The first step is taking the CIO paradox from an amorphous notion to a framework we can use to generate understanding. The common contradictions listed below were culled from my conversations with CIOs over the past 12 months. Grouped into four categories, they constitute a well-defined target at which you can take aim.

* You were hired to be strategic, but you are forced to spend most of your time on operational issues.
* You are the steward of risk mitigation and cost containment, yet you are expected to innovate.
* Your function is seen as that of an enabler, yet you are also expected to be a business driver.
* IT can make or break a company, but you are not a member of the corporate board.

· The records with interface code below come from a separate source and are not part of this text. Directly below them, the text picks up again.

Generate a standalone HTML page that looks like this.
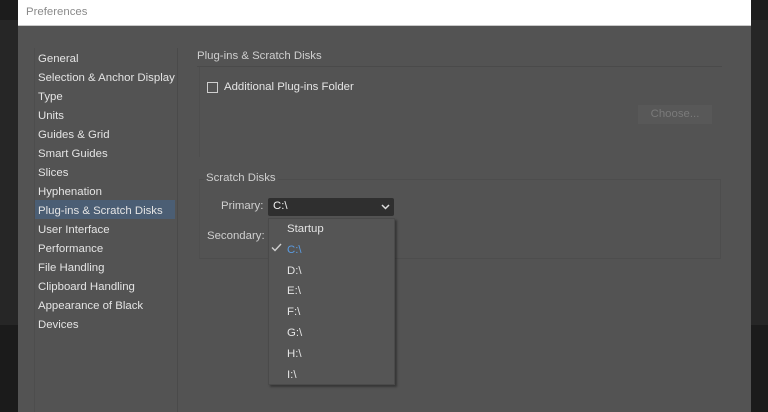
<!DOCTYPE html>
<html><head><style>
*{margin:0;padding:0;box-sizing:border-box}
body{width:768px;height:412px;overflow:hidden;position:relative;background:#262626;font-family:"Liberation Sans",Arial,sans-serif;font-size:11.4px;color:#e4e4e4}
.a{position:absolute;white-space:nowrap}
</style></head><body>
<div class="a" style="left:0;top:0;width:768px;height:20px;background:#1c1c1c"></div>
<div class="a" style="left:0;top:325px;width:768px;height:87px;background:#1b1b1b"></div>
<div class="a" style="left:18px;top:0;width:733px;height:412px;background:#535353"></div>
<div class="a" style="left:18px;top:0;width:733px;height:26px;background:#fff;border-bottom:1px solid #c9c9c9"></div>
<div class="a" style="left:26px;top:6px;color:#8a8a8a">Preferences</div>
<div class="a" style="left:34px;top:48px;width:144px;height:364px;border-left:1px solid #4d4d4d;border-right:1px solid #4a4a4a"></div>
<div class="a" style="left:35px;top:200px;width:140px;height:19px;background:#4b5e74"></div>
<div class="a" style="left:38px;top:50px;line-height:19px">General<br>Selection &amp; Anchor Display<br>Type<br>Units<br>Guides &amp; Grid<br>Smart Guides<br>Slices<br>Hyphenation<br>Plug-ins &amp; Scratch Disks<br>User Interface<br>Performance<br>File Handling<br>Clipboard Handling<br>Appearance of Black<br>Devices</div>
<div class="a" style="left:197px;top:50px;color:#cfcfcf">Plug-ins &amp; Scratch Disks</div>
<div class="a" style="left:197px;top:66px;width:525px;height:1px;background:#4a4a4a"></div>
<div class="a" style="left:199px;top:67px;width:1px;height:90px;background:#4e4e4e"></div>
<div class="a" style="left:207px;top:82px;width:11px;height:11px;border:1px solid #cfcfcf"></div>
<div class="a" style="left:224px;top:81px">Additional Plug-ins Folder</div>
<div class="a" style="left:638px;top:105px;width:74px;height:19px;background:#585858;color:#7a7a7a;text-align:center;line-height:19px">Choose...</div>
<div class="a" style="left:199px;top:179px;width:522px;height:80px;border:1px solid #4d4d4d;border-left-color:#4f4f4f"></div>
<div class="a" style="left:204px;top:172px;padding:0 2px;background:#535353;color:#cfcfcf">Scratch Disks</div>
<div class="a" style="left:221px;top:200px;color:#cfcfcf">Primary:</div>
<div class="a" style="left:207px;top:230px;color:#cfcfcf">Secondary:</div>
<div class="a" style="left:268px;top:198px;width:126px;height:18px;background:#2f2f2f;border-radius:2px"></div>
<div class="a" style="left:273px;top:200px;color:#f0f0f0">C:\</div>
<svg class="a" style="left:381px;top:204px" width="9" height="6"><path d="M1 1L4.5 4.5L8 1" stroke="#ddd" stroke-width="1.5" fill="none"/></svg>
<div class="a" style="left:268px;top:218px;width:127px;height:167px;background:#555;border:1px solid #4a4a4a;box-shadow:2px 2px 2px rgba(0,0,0,.35)"></div>
<div class="a" style="left:287px;top:219px;line-height:20.8px">Startup<br><span style="color:#5b9be0">C:\</span><br>D:\<br>E:\<br>F:\<br>G:\<br>H:\<br>I:\</div>
<svg class="a" style="left:271px;top:243px" width="11" height="9"><path d="M1 4.5L4 7.5L10 1" stroke="#d0d0d0" stroke-width="1.4" fill="none"/></svg>
</body></html>
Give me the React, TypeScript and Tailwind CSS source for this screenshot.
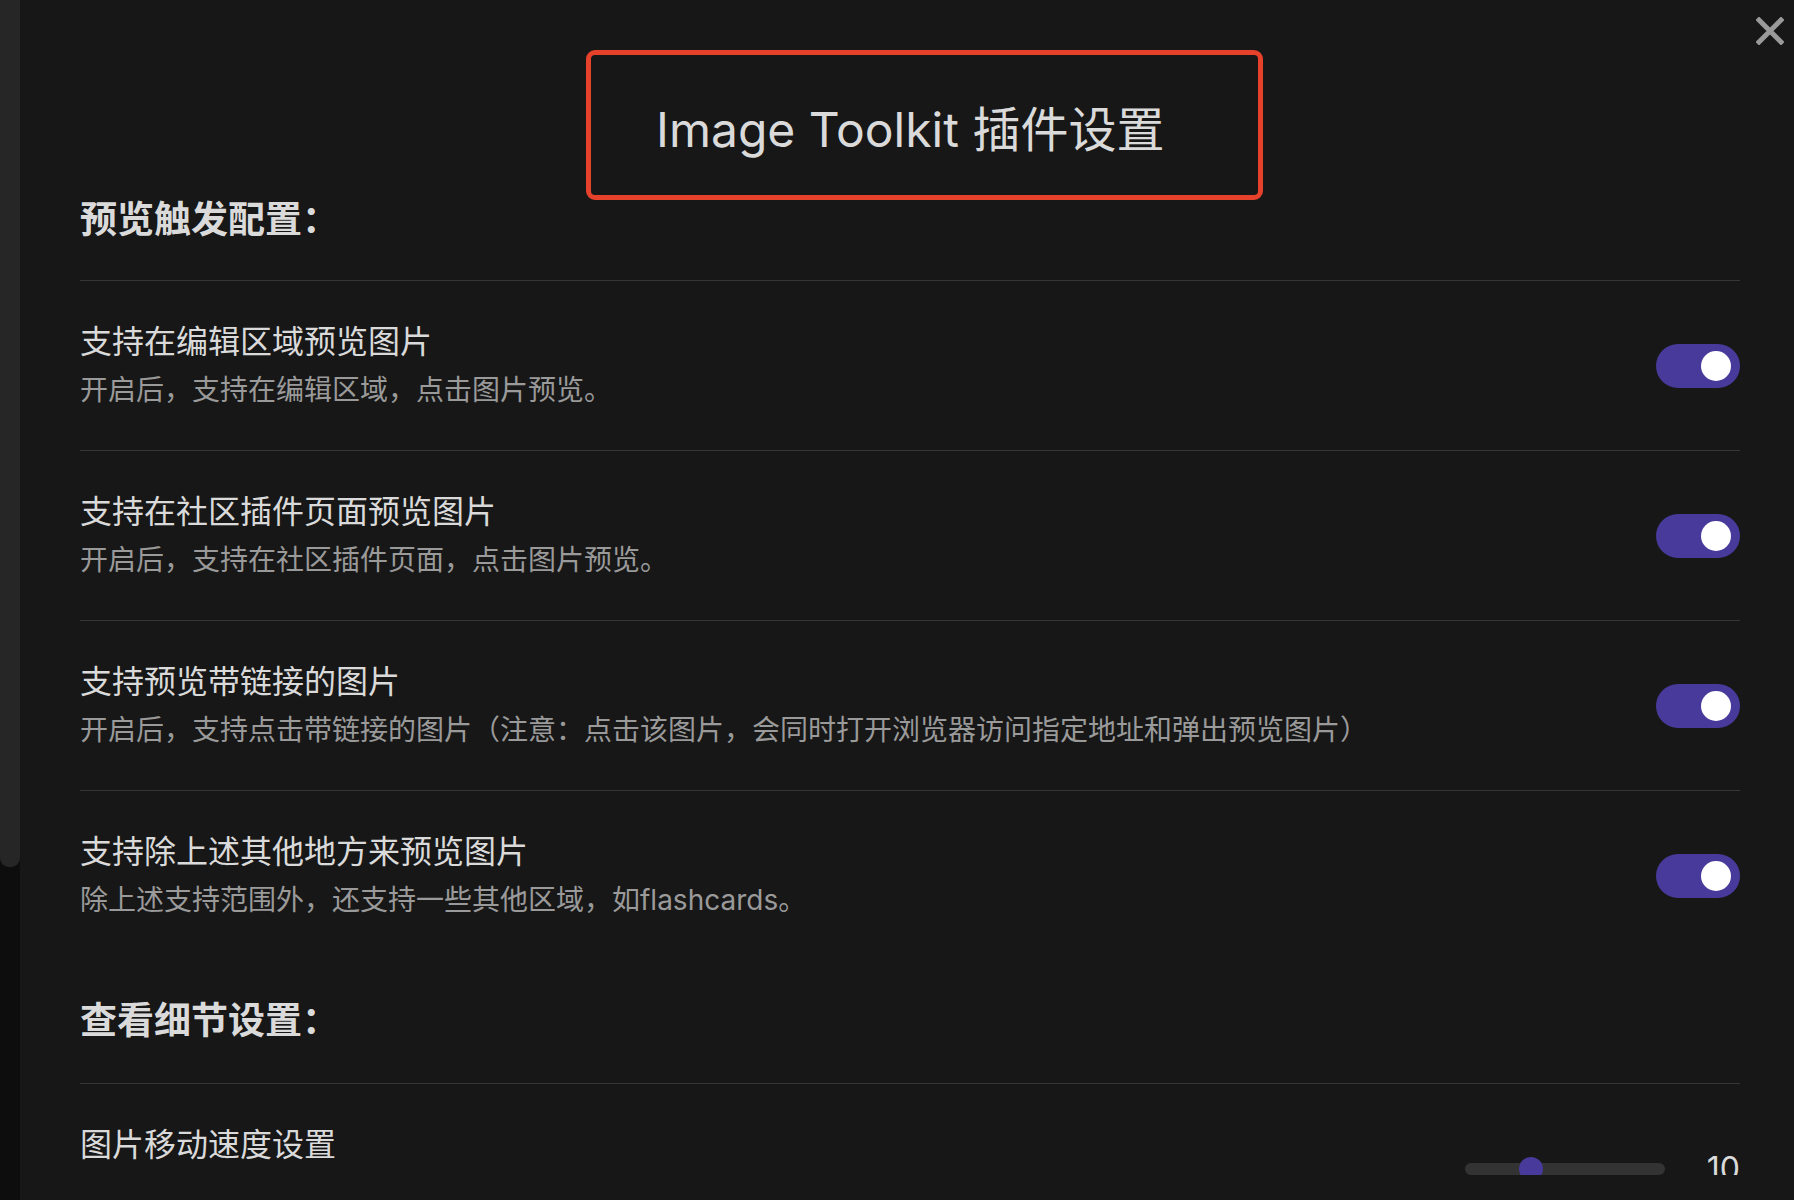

“CIOs must look at risk with a pragmatic lens, which is sometimes viewed as contrary to creativity and innovation,” says Maurizio Laudisa, CIO of LifeLabs. “The cost of artistic creativity is often complexity and error; our delivery mandate can afford neither of those.”

Your stakeholders

* You run one of the most pervasive, critical functions, yet you must prove your value constantly.
* Your many successes are invisible; your few mistakes are highly visible.
* You are intimately involved in every facet of the business, yet you are considered separate and removed from it.
* You are accountable for project success, but the business has ownership.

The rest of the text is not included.